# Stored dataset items
++++++++++++++++++++
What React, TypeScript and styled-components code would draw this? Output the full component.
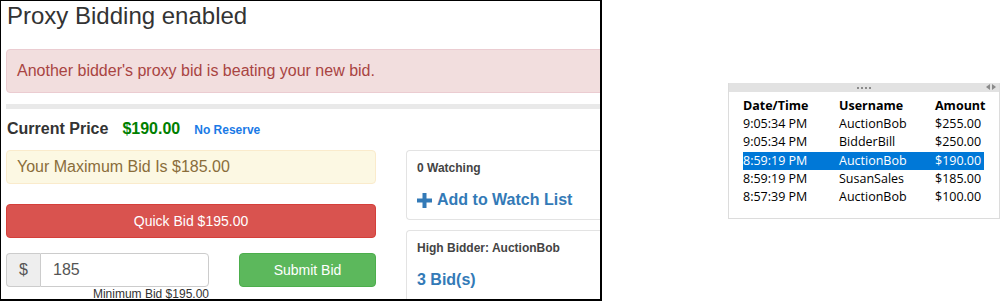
import React, { FC } from 'react';
import styled, { createGlobalStyle } from 'styled-components';

const GlobalStyle = createGlobalStyle`
  html, body {
    margin: 0;
    padding: 0;
    background: #fff;
  }
  body {
    font-family: 'Liberation Sans', Arial, sans-serif;
    color: #333;
  }
`;

interface BidRow {
  time: string;
  user: string;
  amount: string;
  selected?: boolean;
}

const bids: BidRow[] = [
  { time: '9:05:34 PM', user: 'AuctionBob', amount: '$255.00' },
  { time: '9:05:34 PM', user: 'BidderBill', amount: '$250.00' },
  { time: '8:59:19 PM', user: 'AuctionBob', amount: '$190.00', selected: true },
  { time: '8:59:19 PM', user: 'SusanSales', amount: '$185.00' },
  { time: '8:57:39 PM', user: 'AuctionBob', amount: '$100.00' },
];

const Page = styled.div`
  display: flex;
  align-items: flex-start;
  width: 1000px;
  height: 302px;
`;

const Frame = styled.div`
  box-sizing: border-box;
  width: 602px;
  height: 301px;
  border-top: 1px solid #000;
  border-left: 1px solid #000;
  border-right: 2px solid #000;
  border-bottom: 2px solid #000;
  overflow: hidden;
  flex-shrink: 0;
`;

const Inner = styled.div`
  width: 660px;
  padding-left: 5px;
`;

const Title = styled.h1`
  margin: 0;
  padding-top: 1px;
  font-size: 24px;
  font-weight: 400;
  line-height: 28px;
  padding-left: 1px;
  color: #333;
`;

const Alert = styled.div<{ kind: 'danger' | 'warning' }>`
  box-sizing: border-box;
  border: 1px solid ${p => (p.kind === 'danger' ? '#ebccd1' : '#faebcc')};
  background: ${p => (p.kind === 'danger' ? '#f2dede' : '#fcf8e3')};
  color: ${p => (p.kind === 'danger' ? '#a94442' : '#8a6d3b')};
  border-radius: 4px;
  font-size: 16px;
  line-height: 20px;
  padding: 0 10px;
  display: flex;
  align-items: center;
`;

const DangerAlert = styled(Alert)`
  margin-top: 19px;
  height: 44px;
`;

const Divider = styled.div`
  margin-top: 11px;
  height: 5px;
  background: #e9e9e9;
`;

const PriceRow = styled.div`
  display: flex;
  align-items: baseline;
  height: 20px;
  margin-top: 11px;
  padding-left: 1px;
`;

const PriceLabel = styled.span`
  font-size: 16px;
  font-weight: 700;
  color: #333;
`;

const PriceValue = styled.span`
  font-size: 16px;
  font-weight: 700;
  color: #008000;
  margin-left: 14px;
`;

const Reserve = styled.span`
  font-size: 12px;
  font-weight: 700;
  color: #1a7ae6;
  margin-left: 14px;
`;

const Columns = styled.div`
  display: grid;
  grid-template-columns: 370px 1fr;
  column-gap: 30px;
  margin-top: 10px;
`;

const LeftCol = styled.div`
  display: flex;
  flex-direction: column;
`;

const MaxBid = styled(Alert)`
  height: 34px;
`;

const Button = styled.button<{ variant: 'danger' | 'success' }>`
  box-sizing: border-box;
  border: 1px solid ${p => (p.variant === 'danger' ? '#d43f3a' : '#4cae4c')};
  background: ${p => (p.variant === 'danger' ? '#d9534f' : '#5cb85c')};
  color: #fff;
  border-radius: 4px;
  font-family: 'Liberation Sans', Arial, sans-serif;
  font-size: 14px;
  height: 34px;
  padding: 0;
  cursor: pointer;
`;

const QuickBid = styled(Button)`
  margin-top: 20px;
  width: 100%;
`;

const BidForm = styled.div`
  display: grid;
  grid-template-columns: 203px 137px;
  column-gap: 30px;
  margin-top: 15px;
`;

const InputWrap = styled.div`
  display: flex;
  flex-direction: column;
  align-items: flex-end;
`;

const InputGroup = styled.div`
  display: flex;
  width: 100%;
  height: 34px;
  box-sizing: border-box;
`;

const Addon = styled.span`
  box-sizing: border-box;
  width: 34px;
  border: 1px solid #ccc;
  border-right: none;
  border-radius: 4px 0 0 4px;
  background: #eee;
  color: #555;
  font-size: 16px;
  display: flex;
  align-items: center;
  justify-content: center;
`;

const Input = styled.input`
  box-sizing: border-box;
  flex: 1;
  min-width: 0;
  border: 1px solid #ccc;
  border-radius: 0 4px 4px 0;
  padding: 0 12px;
  font-family: 'Liberation Sans', Arial, sans-serif;
  font-size: 16px;
  color: #555;
  outline: none;
`;

const Hint = styled.div`
  font-size: 12px;
  line-height: 14px;
  color: #333;
`;

const RightCol = styled.div`
  display: flex;
  flex-direction: column;
  gap: 10px;
`;

const Panel = styled.div<{ tall?: boolean }>`
  box-sizing: border-box;
  border: 1px solid #e3e3e3;
  border-right: none;
  border-radius: 4px 0 0 4px;
  padding: 10px 10px 0;
  height: ${p => (p.tall ? '90px' : '70px')};
`;

const PanelLabel = styled.div`
  font-size: 12px;
  font-weight: 700;
  color: #444;
  line-height: 14px;
`;

const PanelLink = styled.a`
  display: flex;
  align-items: center;
  gap: 5px;
  margin-top: 15px;
  font-size: 16px;
  font-weight: 700;
  line-height: 20px;
  color: #337ab7;
  text-decoration: none;
`;

const Widget = styled.div`
  margin-left: 126px;
  margin-top: 83px;
  width: 272px;
  box-sizing: border-box;
  border: 1px solid #dcdcdc;
  border-top: none;
  height: 136px;
`;

const WidgetBar = styled.div`
  position: relative;
  height: 9px;
  background: #e2e2e2;
  display: flex;
  align-items: center;
  justify-content: center;
`;

const Dots = styled.div`
  display: flex;
  gap: 2px;
  span {
    width: 2px;
    height: 2px;
    background: #8a8a8a;
  }
`;

const Arrows = styled.div`
  position: absolute;
  right: 3px;
  top: 1px;
  display: flex;
  gap: 2px;
`;

const Table = styled.table`
  margin: 5px 0 0 14px;
  width: 241px;
  table-layout: fixed;
  border-collapse: collapse;
  font-family: 'Open Sans', 'Noto Sans', sans-serif;
  font-size: 12.5px;
  color: #000;
  th, td {
    padding: 0;
    text-align: left;
    height: 18.2px;
    line-height: 18px;
    white-space: nowrap;
    overflow: visible;
  }
  th {
    font-weight: 700;
  }
`;

const Row = styled.tr<{ selected?: boolean }>`
  background: ${p => (p.selected ? '#0078d7' : 'transparent')};
  color: ${p => (p.selected ? '#fff' : '#000')};
`;

const Col = styled.col<{ w: number }>`
  width: ${p => p.w}px;
`;

const PlusIcon: FC = () => (
  <svg width="15" height="15" viewBox="0 0 15 15">
    <path d="M5.5 0h4v5.5H15v4H9.5V15h-4V9.5H0v-4h5.5z" fill="#337ab7" />
  </svg>
);

const App: FC = () => (
  <Page>
    <GlobalStyle />
    <Frame>
      <Inner>
        <Title>Proxy Bidding enabled</Title>
        <DangerAlert kind="danger">Another bidder's proxy bid is beating your new bid.</DangerAlert>
        <Divider />
        <PriceRow>
          <PriceLabel>Current Price</PriceLabel>
          <PriceValue>$190.00</PriceValue>
          <Reserve>No Reserve</Reserve>
        </PriceRow>
        <Columns>
          <LeftCol>
            <MaxBid kind="warning">Your Maximum Bid Is $185.00</MaxBid>
            <QuickBid variant="danger">Quick Bid $195.00</QuickBid>
            <BidForm>
              <InputWrap>
                <InputGroup>
                  <Addon>$</Addon>
                  <Input defaultValue="185" />
                </InputGroup>
                <Hint>Minimum Bid $195.00</Hint>
              </InputWrap>
              <Button variant="success">Submit Bid</Button>
            </BidForm>
          </LeftCol>
          <RightCol>
            <Panel>
              <PanelLabel>0 Watching</PanelLabel>
              <PanelLink href="#">
                <PlusIcon />
                Add to Watch List
              </PanelLink>
            </Panel>
            <Panel tall>
              <PanelLabel>High Bidder: AuctionBob</PanelLabel>
              <PanelLink href="#">3 Bid(s)</PanelLink>
            </Panel>
          </RightCol>
        </Columns>
      </Inner>
    </Frame>
    <Widget>
      <WidgetBar>
        <Dots>
          <span />
          <span />
          <span />
          <span />
        </Dots>
        <Arrows>
          <svg width="4" height="6" viewBox="0 0 4 6">
            <path d="M4 0v6L0 3z" fill="#8a8a8a" />
          </svg>
          <svg width="4" height="6" viewBox="0 0 4 6">
            <path d="M0 0v6l4-3z" fill="#8a8a8a" />
          </svg>
        </Arrows>
      </WidgetBar>
      <Table>
        <colgroup>
          <Col w={96} />
          <Col w={96} />
          <Col w={49} />
        </colgroup>
        <thead>
          <tr>
            <th>Date/Time</th>
            <th>Username</th>
            <th>Amount</th>
          </tr>
        </thead>
        <tbody>
          {bids.map((b, i) => (
            <Row key={i} selected={b.selected}>
              <td>{b.time}</td>
              <td>{b.user}</td>
              <td>{b.amount}</td>
            </Row>
          ))}
        </tbody>
      </Table>
    </Widget>
  </Page>
);

export default App;
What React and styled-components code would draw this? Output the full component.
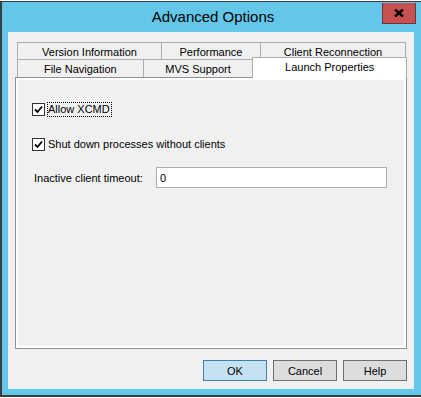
++++++++++++++++++++
From the entries above, select each line containing the string "Output".

What React, TypeScript and styled-components code would draw this? Output the full component.
What React and styled-components code would draw this? Output the full component.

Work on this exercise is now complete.